* _WHAT THE TASK REQUIRES_
Below is a listing to transcribe in full and exactly; keep the pictures out.

---

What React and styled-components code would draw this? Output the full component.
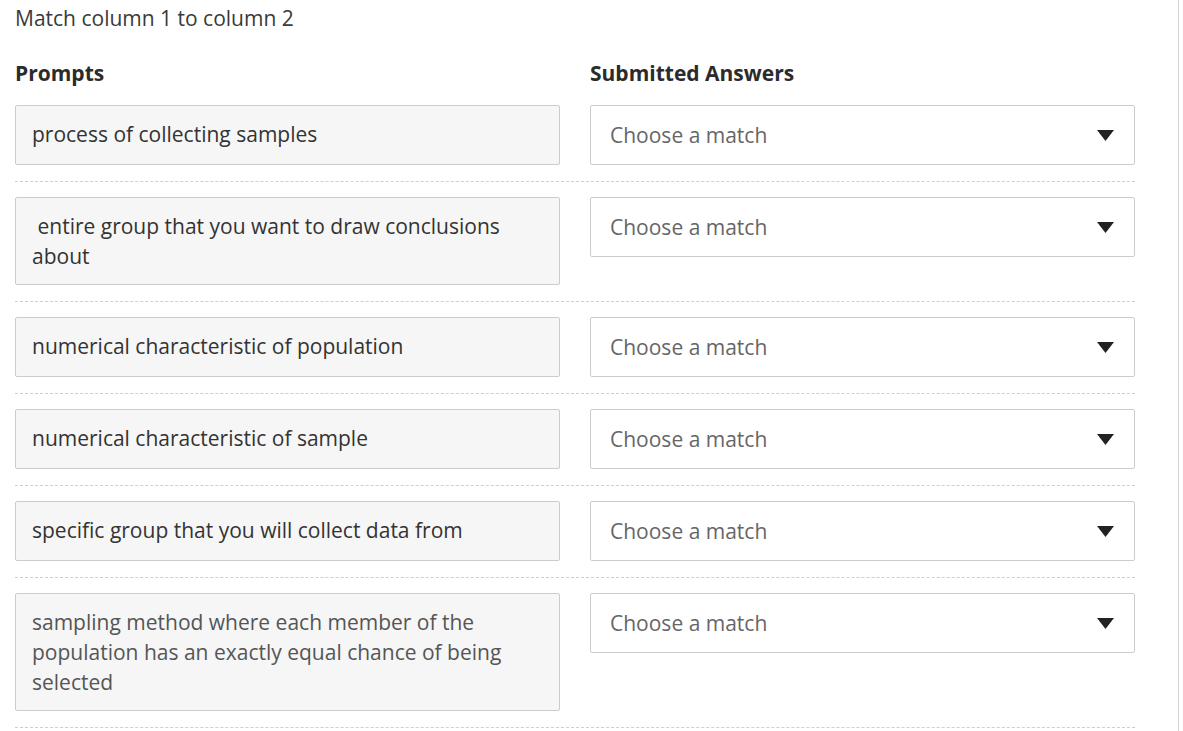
import React from 'react';
import styled, { createGlobalStyle } from 'styled-components';

const GlobalStyle = createGlobalStyle`
  html, body {
    margin: 0;
    padding: 0;
    background: #fff;
  }
  body {
    font-family: "Open Sans", "Noto Sans", sans-serif;
    color: #333;
  }
`;

const Page = styled.div`
  width: 1179px;
  min-height: 731px;
  padding: 4px 0 0 15px;
  border-right: 1px solid #d4d4d4;
  box-sizing: border-box;
`;

const Title = styled.div`
  font-size: 21px;
  line-height: 28px;
  color: #3a3a3a;
`;

const Columns = styled.div`
  width: 1120px;
`;

const HeaderRow = styled.div`
  display: grid;
  grid-template-columns: 545px 545px;
  column-gap: 30px;
  margin-top: 27px;
  margin-bottom: 3px;
`;

const Heading = styled.div`
  font-size: 21px;
  line-height: 28px;
  font-weight: 700;
  color: #2b2b2b;
`;

const Row = styled.div`
  display: grid;
  grid-template-columns: 545px 545px;
  column-gap: 30px;
  align-items: start;
  padding: 15px 0 16px;
  border-bottom: 1px dashed #cfcfcf;
`;

const Prompt = styled.div`
  background: #f6f6f6;
  border: 1px solid #cccccc;
  border-radius: 2px;
  padding: 13px 16px;
  font-size: 21px;
  line-height: 30px;
  color: ${p => p.$muted ? '#555' : '#333'};
  white-space: pre-wrap;
  box-sizing: border-box;
  min-height: 60px;
`;

const Select = styled.div`
  display: flex;
  align-items: center;
  justify-content: space-between;
  height: 60px;
  box-sizing: border-box;
  background: #fff;
  border: 1px solid #cccccc;
  border-radius: 2px;
  padding: 0 20px 0 19px;
  font-size: 21px;
  color: #666;
  cursor: pointer;
`;

const Arrow = () => (
  <svg width="17" height="11" viewBox="0 0 17 11">
    <polygon points="0,0 17,0 8.5,11" fill="#222" />
  </svg>
);

const prompts = [
  { text: 'process of collecting samples' },
  { text: ' entire group that you want to draw conclusions about' },
  { text: 'numerical characteristic of population' },
  { text: 'numerical characteristic of sample' },
  { text: 'specific group that you will collect data from' },
  { text: 'sampling method where each member of the population has an exactly equal chance of being selected', muted: true },
];

export default function App() {
  return (
    <Page>
      <GlobalStyle />
      <Title>Match column 1 to column 2</Title>
      <Columns>
        <HeaderRow>
          <Heading>Prompts</Heading>
          <Heading>Submitted Answers</Heading>
        </HeaderRow>
        {prompts.map((p, i) => (
          <Row key={i}>
            <Prompt $muted={p.muted}>{p.text}</Prompt>
            <Select>
              <span>Choose a match</span>
              <Arrow />
            </Select>
          </Row>
        ))}
      </Columns>
    </Page>
  );
}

---

* _SOLUTION TO THE PROBLEM_
What React and styled-components code would draw this? Output the full component.
import React from 'react';
import styled, { createGlobalStyle } from 'styled-components';

const GlobalStyle = createGlobalStyle`
  html, body {
    margin: 0;
    padding: 0;
    background: #fff;
  }
  body {
    font-family: "Open Sans", "Noto Sans", sans-serif;
    color: #333;
  }
`;

const Page = styled.div`
  width: 1179px;
  min-height: 731px;
  padding: 4px 0 0 15px;
  border-right: 1px solid #d4d4d4;
  box-sizing: border-box;
`;

const Title = styled.div`
  font-size: 21px;
  line-height: 28px;
  color: #3a3a3a;
`;

const Columns = styled.div`
  width: 1120px;
`;

const HeaderRow = styled.div`
  display: grid;
  grid-template-columns: 545px 545px;
  column-gap: 30px;
  margin-top: 27px;
  margin-bottom: 3px;
`;

const Heading = styled.div`
  font-size: 21px;
  line-height: 28px;
  font-weight: 700;
  color: #2b2b2b;
`;

const Row = styled.div`
  display: grid;
  grid-template-columns: 545px 545px;
  column-gap: 30px;
  align-items: start;
  padding: 15px 0 16px;
  border-bottom: 1px dashed #cfcfcf;
`;

const Prompt = styled.div`
  background: #f6f6f6;
  border: 1px solid #cccccc;
  border-radius: 2px;
  padding: 13px 16px;
  font-size: 21px;
  line-height: 30px;
  color: ${p => p.$muted ? '#555' : '#333'};
  white-space: pre-wrap;
  box-sizing: border-box;
  min-height: 60px;
`;

const Select = styled.div`
  display: flex;
  align-items: center;
  justify-content: space-between;
  height: 60px;
  box-sizing: border-box;
  background: #fff;
  border: 1px solid #cccccc;
  border-radius: 2px;
  padding: 0 20px 0 19px;
  font-size: 21px;
  color: #666;
  cursor: pointer;
`;

const Arrow = () => (
  <svg width="17" height="11" viewBox="0 0 17 11">
    <polygon points="0,0 17,0 8.5,11" fill="#222" />
  </svg>
);

const prompts = [
  { text: 'process of collecting samples' },
  { text: ' entire group that you want to draw conclusions about' },
  { text: 'numerical characteristic of population' },
  { text: 'numerical characteristic of sample' },
  { text: 'specific group that you will collect data from' },
  { text: 'sampling method where each member of the population has an exactly equal chance of being selected', muted: true },
];

export default function App() {
  return (
    <Page>
      <GlobalStyle />
      <Title>Match column 1 to column 2</Title>
      <Columns>
        <HeaderRow>
          <Heading>Prompts</Heading>
          <Heading>Submitted Answers</Heading>
        </HeaderRow>
        {prompts.map((p, i) => (
          <Row key={i}>
            <Prompt $muted={p.muted}>{p.text}</Prompt>
            <Select>
              <span>Choose a match</span>
              <Arrow />
            </Select>
          </Row>
        ))}
      </Columns>
    </Page>
  );
}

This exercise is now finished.